State requirements over next 5 years, produce a priority list to the services and a secondary list on money requirements on gaps and do that yearly?
Just sometimes in government when the problem is you don’t have enough money to meet your defence obligations the answer isn’t just cut defence to meet the miserable budget. Sometimes the answer is that you increase the budget to meet the requirement. That simple fact seems to blows most politician’s minds.
The noble lady’s statement may have been made three months ago, but her point remains valid and pressing: we don’t have enough escorts.
The obvious answer would be free up some money and build more. However, she was only looking at one small element of UK defence. She could as easily have said that we don’t have anywhere near enough fast jet combat aircraft and need more Typhoons. Or more Poseidon P8s, Wedgetails, MQ9bs, Sky Sabre systems. Challenger 3s, field artillery, etc, etc.

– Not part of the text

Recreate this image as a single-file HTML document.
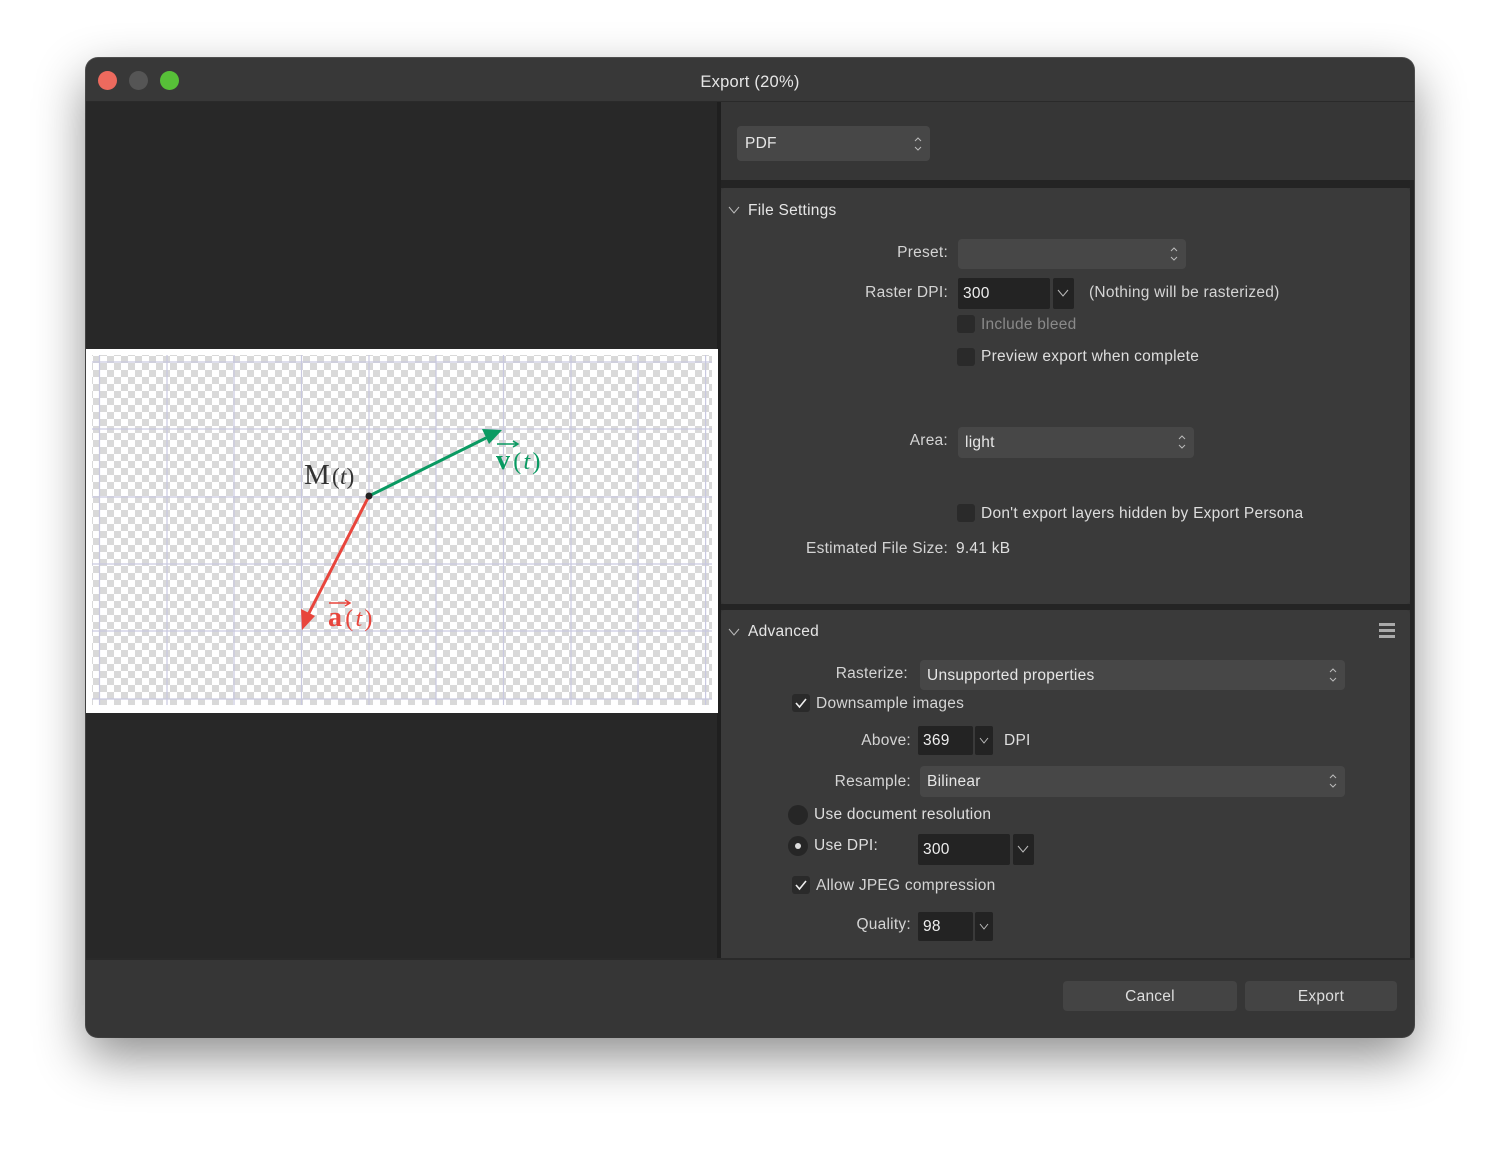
<!DOCTYPE html>
<html><head><meta charset="utf-8"><style>
*{margin:0;padding:0;box-sizing:border-box}
body{width:1500px;height:1151px;background:#fff;position:relative;overflow:hidden;font-family:"Liberation Sans",sans-serif;font-size:15.5px;letter-spacing:.25px;color:#dedede}
.a{position:absolute}
.win{left:86px;top:58px;width:1328px;height:979px;border-radius:12px;background:#363636;box-shadow:0 20px 50px rgba(0,0,0,.45),0 0 0 1px #555;overflow:hidden}
.lbl{position:absolute;text-align:right;line-height:18px;color:#d4d4d4;margin-top:1px}
.t{position:absolute;line-height:18px;white-space:nowrap;margin-top:1px}
.pop{position:absolute;background:#474747;border-radius:4px}
.fld{position:absolute;background:#232323;border-radius:2px;line-height:18px;padding-left:5px;color:#eee}
.cb{position:absolute;width:18px;height:18px;background:#2a2a2a;border-radius:3px}
.ud{position:absolute;width:10px;height:18px}
</style></head><body>
<div class="a win">
 <div class="a" style="left:0;top:0;width:1328px;height:44px;background:#383838;border-bottom:1px solid #2a2a2a"></div>
 <div class="a" style="left:12px;top:13px;width:19px;height:19px;border-radius:50%;background:#ed6a5e"></div>
 <div class="a" style="left:43px;top:13px;width:19px;height:19px;border-radius:50%;background:#555"></div>
 <div class="a" style="left:74px;top:13px;width:19px;height:19px;border-radius:50%;background:#57c038"></div>
 <div class="t" style="left:0;width:1328px;top:14px;text-align:center;font-size:16.5px;color:#e6e6e6">Export (20%)</div>
 <div class="a" style="left:0;top:44px;width:632px;height:856px;background:#282828"></div>
 <div class="a" style="left:631px;top:44px;width:4px;height:856px;background:#1f1f1f"></div>
 <div class="a" style="left:635px;top:122px;width:693px;height:8px;background:#242424"></div>
 <div class="a" style="left:635px;top:546px;width:693px;height:6px;background:#242424"></div>
 <div class="a" style="left:1324px;top:122px;width:4px;height:778px;background:#242424"></div>
 <div class="a" style="left:635px;top:130px;width:689px;height:416px;background:#3a3a3a;border-radius:4px"></div>
 <div class="a" style="left:635px;top:552px;width:689px;height:348px;background:#3a3a3a;border-radius:4px 4px 0 0"></div>
 <div class="a" style="left:0;top:900px;width:1328px;height:2px;background:#2a2a2a"></div>
</div>

<svg class="a" style="left:86px;top:349px" width="632" height="364" viewBox="0 0 632 364">
 <defs><pattern id="ck" width="14" height="14" patternUnits="userSpaceOnUse"><rect width="14" height="14" fill="#fff"/><rect width="7" height="7" fill="#d9d9d9"/><rect x="7" y="7" width="7" height="7" fill="#d9d9d9"/></pattern></defs>
 <rect width="632" height="364" fill="#fff"/>
 <rect x="6" y="6" width="620" height="350" fill="url(#ck)"/>
 <g stroke="#c9c9e0" stroke-width="1.2">
  <line x1="13.5" y1="6" x2="13.5" y2="356"/><line x1="81" y1="6" x2="81" y2="356"/><line x1="148" y1="6" x2="148" y2="356"/><line x1="215.5" y1="6" x2="215.5" y2="356"/><line x1="283" y1="6" x2="283" y2="356"/><line x1="350" y1="6" x2="350" y2="356"/><line x1="417.5" y1="6" x2="417.5" y2="356"/><line x1="485" y1="6" x2="485" y2="356"/><line x1="552" y1="6" x2="552" y2="356"/><line x1="619.6" y1="6" x2="619.6" y2="356"/>
  <line x1="6" y1="13" x2="626" y2="13"/><line x1="6" y1="80" x2="626" y2="80"/><line x1="6" y1="148" x2="626" y2="148"/><line x1="6" y1="215" x2="626" y2="215"/><line x1="6" y1="282" x2="626" y2="282"/><line x1="6" y1="350" x2="626" y2="350"/>
 </g>
 <line x1="283" y1="147" x2="402" y2="88" stroke="#0a9a62" stroke-width="3"/>
 <polygon points="416,81 396,80 403,95" fill="#0a9a62"/>
 <line x1="283" y1="147" x2="222" y2="266" stroke="#e8453c" stroke-width="3"/>
 <polygon points="216,281 215,260 229,267" fill="#e8453c"/>
 <circle cx="283" cy="147" r="3.5" fill="#222"/>
 <text x="218" y="135" font-family="Liberation Serif" font-size="29" fill="#333">M<tspan font-size="23" dx="2">(</tspan><tspan font-size="23" font-style="italic">t</tspan><tspan font-size="23">)</tspan></text>
 <text x="410" y="120" font-family="Liberation Serif" font-size="28" font-weight="bold" fill="#0a9a62">v<tspan font-weight="normal" font-size="24" dx="3">(</tspan><tspan font-weight="normal" font-style="italic" font-size="24" dx="2">t</tspan><tspan font-weight="normal" font-size="24" dx="2">)</tspan></text>
 <path d="M411 95 H432 M427 92 L432 95 L427 98" stroke="#0a9a62" stroke-width="1.5" fill="none"/>
 <text x="242" y="277" font-family="Liberation Serif" font-size="28" font-weight="bold" fill="#e8453c">a<tspan font-weight="normal" font-size="24" dx="3">(</tspan><tspan font-weight="normal" font-style="italic" font-size="24" dx="2">t</tspan><tspan font-weight="normal" font-size="24" dx="2">)</tspan></text>
 <path d="M243 254 H264 M259 251 L264 254 L259 257" stroke="#e8453c" stroke-width="1.5" fill="none"/>
</svg>

<div class="pop" style="left:737px;top:126px;width:193px;height:35px"></div>
<div class="t" style="left:745px;top:134px;color:#e6e6e6">PDF</div>
<svg class="ud" style="left:913px;top:135px" viewBox="0 0 10 18"><path d="M2 6 L5 3 L8 6 M2 12 L5 15 L8 12" stroke="#bbb" fill="none"/></svg>

<svg class="a" style="left:728px;top:205px" width="12" height="10"><path d="M1 2 L6 8 L11 2" stroke="#bbb" fill="none"/></svg>
<div class="t" style="left:748px;top:201px;color:#e6e6e6">File Settings</div>

<div class="lbl" style="left:760px;width:188px;top:243px">Preset:</div>
<div class="pop" style="left:958px;top:239px;width:228px;height:30px"></div>
<svg class="ud" style="left:1169px;top:245px" viewBox="0 0 10 18"><path d="M2 6 L5 3 L8 6 M2 12 L5 15 L8 12" stroke="#bbb" fill="none"/></svg>

<div class="lbl" style="left:760px;width:188px;top:283px">Raster DPI:</div>
<div class="fld" style="left:958px;top:278px;width:92px;height:31px;padding-top:7px">300</div>
<div class="fld" style="left:1053px;top:278px;width:21px;height:31px"></div>
<svg class="a" style="left:1057px;top:289px" width="12" height="9"><path d="M1 1 L6 7 L11 1" stroke="#bbb" fill="none"/></svg>
<div class="t" style="left:1089px;top:283px;color:#d4d4d4">(Nothing will be rasterized)</div>

<div class="cb" style="left:957px;top:315px"></div>
<div class="t" style="left:981px;top:315px;color:#8a8a8a">Include bleed</div>
<div class="cb" style="left:957px;top:348px"></div>
<div class="t" style="left:981px;top:347px">Preview export when complete</div>

<div class="lbl" style="left:760px;width:188px;top:431px">Area:</div>
<div class="pop" style="left:958px;top:427px;width:236px;height:31px"></div>
<div class="t" style="left:965px;top:433px;color:#e6e6e6">light</div>
<svg class="ud" style="left:1177px;top:433px" viewBox="0 0 10 18"><path d="M2 6 L5 3 L8 6 M2 12 L5 15 L8 12" stroke="#bbb" fill="none"/></svg>

<div class="cb" style="left:957px;top:504px"></div>
<div class="t" style="left:981px;top:504px">Don't export layers hidden by Export Persona</div>
<div class="lbl" style="left:760px;width:188px;top:539px">Estimated File Size:</div>
<div class="t" style="left:956px;top:539px">9.41 kB</div>

<svg class="a" style="left:728px;top:627px" width="12" height="10"><path d="M1 2 L6 8 L11 2" stroke="#bbb" fill="none"/></svg>
<div class="t" style="left:748px;top:622px;color:#e6e6e6">Advanced</div>
<div class="a" style="left:1379px;top:623px;width:16px;height:3px;background:#aaa"></div>
<div class="a" style="left:1379px;top:629px;width:16px;height:3px;background:#aaa"></div>
<div class="a" style="left:1379px;top:635px;width:16px;height:3px;background:#aaa"></div>

<div class="lbl" style="left:760px;width:148px;top:664px">Rasterize:</div>
<div class="pop" style="left:920px;top:660px;width:425px;height:30px"></div>
<div class="t" style="left:927px;top:666px;color:#e6e6e6">Unsupported properties</div>
<svg class="ud" style="left:1328px;top:666px" viewBox="0 0 10 18"><path d="M2 6 L5 3 L8 6 M2 12 L5 15 L8 12" stroke="#bbb" fill="none"/></svg>

<div class="cb" style="left:792px;top:694px"></div>
<svg class="a" style="left:795px;top:697px" width="12" height="12"><path d="M1 6 L4.5 10 L11 2" stroke="#eee" stroke-width="1.6" fill="none"/></svg>
<div class="t" style="left:816px;top:694px;color:#d4d4d4">Downsample images</div>

<div class="lbl" style="left:760px;width:151px;top:731px">Above:</div>
<div class="fld" style="left:918px;top:726px;width:55px;height:29px;padding-top:6px">369</div>
<div class="fld" style="left:975px;top:726px;width:18px;height:29px"></div>
<svg class="a" style="left:979px;top:737px" width="10" height="8"><path d="M1 1 L5 6 L9 1" stroke="#bbb" fill="none"/></svg>
<div class="t" style="left:1004px;top:731px">DPI</div>

<div class="lbl" style="left:760px;width:151px;top:772px">Resample:</div>
<div class="pop" style="left:920px;top:766px;width:425px;height:31px"></div>
<div class="t" style="left:927px;top:772px;color:#e6e6e6">Bilinear</div>
<svg class="ud" style="left:1328px;top:772px" viewBox="0 0 10 18"><path d="M2 6 L5 3 L8 6 M2 12 L5 15 L8 12" stroke="#bbb" fill="none"/></svg>

<div class="a" style="left:788px;top:805px;width:20px;height:20px;border-radius:50%;background:#262626"></div>
<div class="t" style="left:814px;top:805px">Use document resolution</div>
<div class="a" style="left:788px;top:836px;width:20px;height:20px;border-radius:50%;background:#262626"></div>
<div class="a" style="left:795px;top:843px;width:6px;height:6px;border-radius:50%;background:#ddd"></div>
<div class="t" style="left:814px;top:836px">Use DPI:</div>
<div class="fld" style="left:918px;top:834px;width:92px;height:31px;padding-top:7px">300</div>
<div class="fld" style="left:1013px;top:834px;width:21px;height:31px"></div>
<svg class="a" style="left:1017px;top:845px" width="12" height="9"><path d="M1 1 L6 7 L11 1" stroke="#bbb" fill="none"/></svg>

<div class="cb" style="left:792px;top:876px"></div>
<svg class="a" style="left:795px;top:879px" width="12" height="12"><path d="M1 6 L4.5 10 L11 2" stroke="#eee" stroke-width="1.6" fill="none"/></svg>
<div class="t" style="left:816px;top:876px;color:#d4d4d4">Allow JPEG compression</div>

<div class="lbl" style="left:760px;width:151px;top:915px">Quality:</div>
<div class="fld" style="left:918px;top:912px;width:55px;height:29px;padding-top:6px">98</div>
<div class="fld" style="left:975px;top:912px;width:18px;height:29px"></div>
<svg class="a" style="left:979px;top:923px" width="10" height="8"><path d="M1 1 L5 6 L9 1" stroke="#bbb" fill="none"/></svg>

<div class="pop" style="left:1063px;top:981px;width:174px;height:30px;background:#444"></div>
<div class="t" style="left:1063px;width:174px;top:987px;text-align:center">Cancel</div>
<div class="pop" style="left:1245px;top:981px;width:152px;height:30px;background:#444"></div>
<div class="t" style="left:1245px;width:152px;top:987px;text-align:center">Export</div>
</body></html>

The point being that, after years of cuts to personnel and equipment numbers, we are short right across the board.
Out of the three services, the navy is far closer to the equipment numbers needed than the other two services, which are now pretty threadbare. 107 Typhoons and 4 deployable army manoeuvre brigades does not make a warfighting force! But it is the RAF and Army that would have to play the main role v Russia if it comes to it and they are both now far too wafer-thin.
Logically, they need to be first in the queue now for equipment and personnel increases. The RN already has 24 new ships and submarines building and planned by 2035. That is 40% of the fleet. Its strength will increase from 59 to about 64 warships and auxiliaries. Escort numbers will increase from 15 to 19. That represents a significant renewal and strengthening of the fleet. That is the naval budget for the next ten years used up and more.
Time now surely to switch to an equally significant renewal and strengthening of the other two services, which have had to play second fiddle to the navy for quite some time?
The Tories had 14 years to build more ships!